Extract every line from the records below that contains the word "code".

╔══

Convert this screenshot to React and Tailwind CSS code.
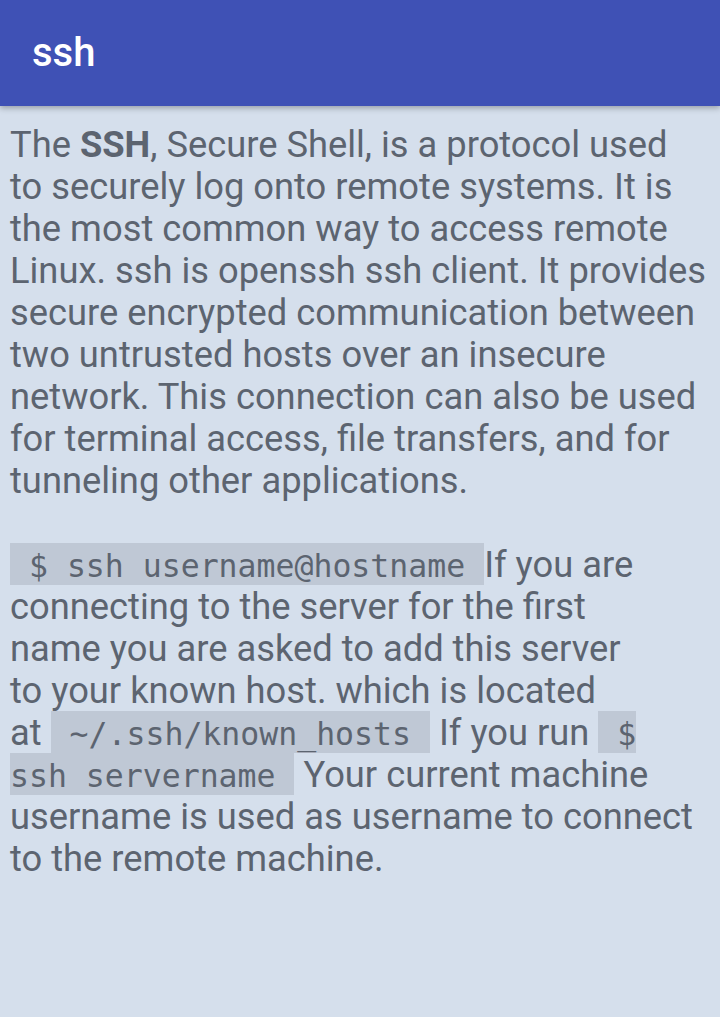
export default function App() {
  const code = "bg-[#bfc8d5] pt-[5px] pb-[0.5px] leading-none font-['DejaVu_Sans_Mono',monospace] text-[31.5px]";
  return (
    <div className="w-[720px] h-[1017px] bg-[#d5dfec] font-['Roboto',sans-serif] overflow-hidden">
      <div className="relative z-10 h-[106px] bg-[#3f51b5] flex items-center pl-[32px] shadow-[0_2px_6px_rgba(0,0,0,0.3)]">
        <span className="text-white text-[40px] font-medium leading-none">ssh</span>
      </div>
      <div className="pl-[10px] pt-[18px] text-[36.3px] leading-[42px] text-[#5c6470] whitespace-nowrap">
        <p className="mb-[42px]">
          The <b className="font-bold">SSH</b>, Secure Shell, is a protocol used<br />
          to securely log onto remote systems. It is<br />
          the most common way to access remote<br />
          Linux. ssh is openssh ssh client. It provides<br />
          secure encrypted communication between<br />
          two untrusted hosts over an insecure<br />
          network. This connection can also be used<br />
          for terminal access, file transfers, and for<br />
          tunneling other applications.
        </p>
        <p>
          <span className={code}>{"\u00a0$ ssh username@hostname\u00a0"}</span>If you are<br />
          connecting to the server for the first<br />
          name you are asked to add this server<br />
          to your known host. which is located<br />
          at <span className={code}>{"\u00a0~/.ssh/known_hosts\u00a0"}</span> If you run <span className={code}>{"\u00a0$"}<br />{"ssh servername\u00a0"}</span> Your current machine<br />
          username is used as username to connect<br />
          to the remote machine.
        </p>
      </div>
    </div>
  );
}
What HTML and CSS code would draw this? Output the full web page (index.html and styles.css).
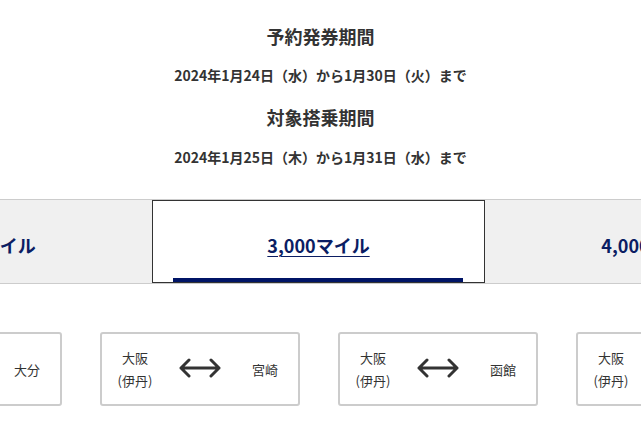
FILE: index.html
```html
<!DOCTYPE html>
<html lang="ja">
<head>
<meta charset="utf-8">
<link rel="stylesheet" href="styles.css">
</head>
<body>
<section class="periods">
  <h2 class="period-title">予約発券期間</h2>
  <p class="period-date">2024年1月24日（水）から1月30日（火）まで</p>
  <h2 class="period-title second">対象搭乗期間</h2>
  <p class="period-date">2024年1月25日（木）から1月31日（水）まで</p>
</section>

<nav class="tabs">
  <div class="tab-track">
    <div class="tab"><span class="tab-label">2,000マイル</span></div>
    <div class="tab active"><a class="tab-label" href="#">3,000マイル</a><span class="tab-bar"></span></div>
    <div class="tab"><span class="tab-label">4,000マイル</span></div>
  </div>
</nav>

<section class="routes">
  <div class="route-track">
    <div class="route">
      <div class="city">大阪<br>(伊丹)</div>
      <svg class="arrow" width="44" height="20" viewBox="0 0 44 20"><path d="M3 10H41M11 2L3 10L11 18M33 2L41 10L33 18" fill="none" stroke="#333" stroke-width="3" stroke-linecap="round" stroke-linejoin="round"/></svg>
      <div class="city">大分</div>
    </div>
    <div class="route">
      <div class="city">大阪<br>(伊丹)</div>
      <svg class="arrow" width="44" height="20" viewBox="0 0 44 20"><path d="M3 10H41M11 2L3 10L11 18M33 2L41 10L33 18" fill="none" stroke="#333" stroke-width="3" stroke-linecap="round" stroke-linejoin="round"/></svg>
      <div class="city">宮崎</div>
    </div>
    <div class="route">
      <div class="city">大阪<br>(伊丹)</div>
      <svg class="arrow" width="44" height="20" viewBox="0 0 44 20"><path d="M3 10H41M11 2L3 10L11 18M33 2L41 10L33 18" fill="none" stroke="#333" stroke-width="3" stroke-linecap="round" stroke-linejoin="round"/></svg>
      <div class="city">函館</div>
    </div>
    <div class="route">
      <div class="city">大阪<br>(伊丹)</div>
      <svg class="arrow" width="44" height="20" viewBox="0 0 44 20"><path d="M3 10H41M11 2L3 10L11 18M33 2L41 10L33 18" fill="none" stroke="#333" stroke-width="3" stroke-linecap="round" stroke-linejoin="round"/></svg>
      <div class="city">釧路</div>
    </div>
  </div>
</section>
</body>
</html>
```

FILE: styles.css
```css
* { box-sizing: border-box; }
html, body { margin: 0; padding: 0; background: #fff; }
body {
  width: 641px;
  overflow: hidden;
  font-family: "Noto Sans CJK JP", "Noto Sans", sans-serif;
  color: #333;
}
.periods {
  padding-top: 23px;
  text-align: center;
}
.period-title {
  margin: 0;
  font-size: 18px;
  line-height: 26px;
  font-weight: 700;
}
.period-title.second { margin-top: 19px; }
.period-date {
  margin: 16px 0 0;
  font-size: 14px;
  line-height: 20px;
  font-weight: 700;
}
.period-title.second + .period-date { margin-top: 17px; }

.tabs {
  margin-top: 32px;
  border-top: 1px solid #ccc;
  border-bottom: 1px solid #ccc;
  background: #f0f0f0;
  overflow: hidden;
}
.tab-track {
  display: flex;
  margin-left: -183px;
}
.tab {
  flex: 0 0 335px;
  height: 83px;
  display: flex;
  flex-direction: column;
  align-items: center;
  padding-top: 33px;
}
.tab-label {
  font-size: 18px;
  line-height: 24px;
  font-weight: 700;
  color: #0b1d63;
  text-decoration: none;
}
.tab.active {
  flex-basis: 333px;
  background: #fff;
  border: 1px solid #333;
  padding-top: 32px;
}
.tab.active .tab-label {
  text-decoration: underline;
  text-underline-offset: 3px;
  text-decoration-thickness: 1px;
}
.tab-bar {
  margin-top: auto;
  align-self: stretch;
  margin-left: 20px;
  margin-right: 21px;
  height: 4px;
  background: #001466;
}

.routes {
  margin-top: 48px;
  overflow: hidden;
}
.route-track {
  display: flex;
  gap: 38px;
  margin-left: -138px;
}
.route {
  flex: 0 0 200px;
  height: 74px;
  border: 2px solid #ccc;
  border-radius: 3px;
  display: grid;
  grid-template-columns: 66px 1fr 66px;
  align-items: center;
  justify-items: center;
  font-size: 13px;
  line-height: 23px;
  color: #333;
  text-align: center;
}
.arrow { display: block; margin-top: -3px; }
```
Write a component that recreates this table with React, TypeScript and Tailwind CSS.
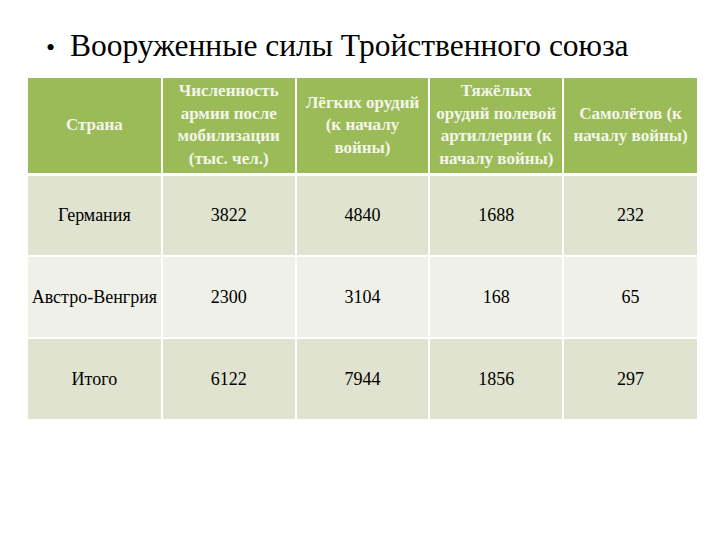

╚══

Task solution
Convert this screenshot to React and Tailwind CSS code.
  const code = "bg-[#bfc8d5] pt-[5px] pb-[0.5px] leading-none font-['DejaVu_Sans_Mono',monospace] text-[31.5px]";
          <span className={code}>{"\u00a0$ ssh username@hostname\u00a0"}</span>If you are<br />
          at <span className={code}>{"\u00a0~/.ssh/known_hosts\u00a0"}</span> If you run <span className={code}>{"\u00a0$"}<br />{"ssh servername\u00a0"}</span> Your current machine<br />
What HTML and CSS code would draw this? Output the full web page (index.html and styles.css).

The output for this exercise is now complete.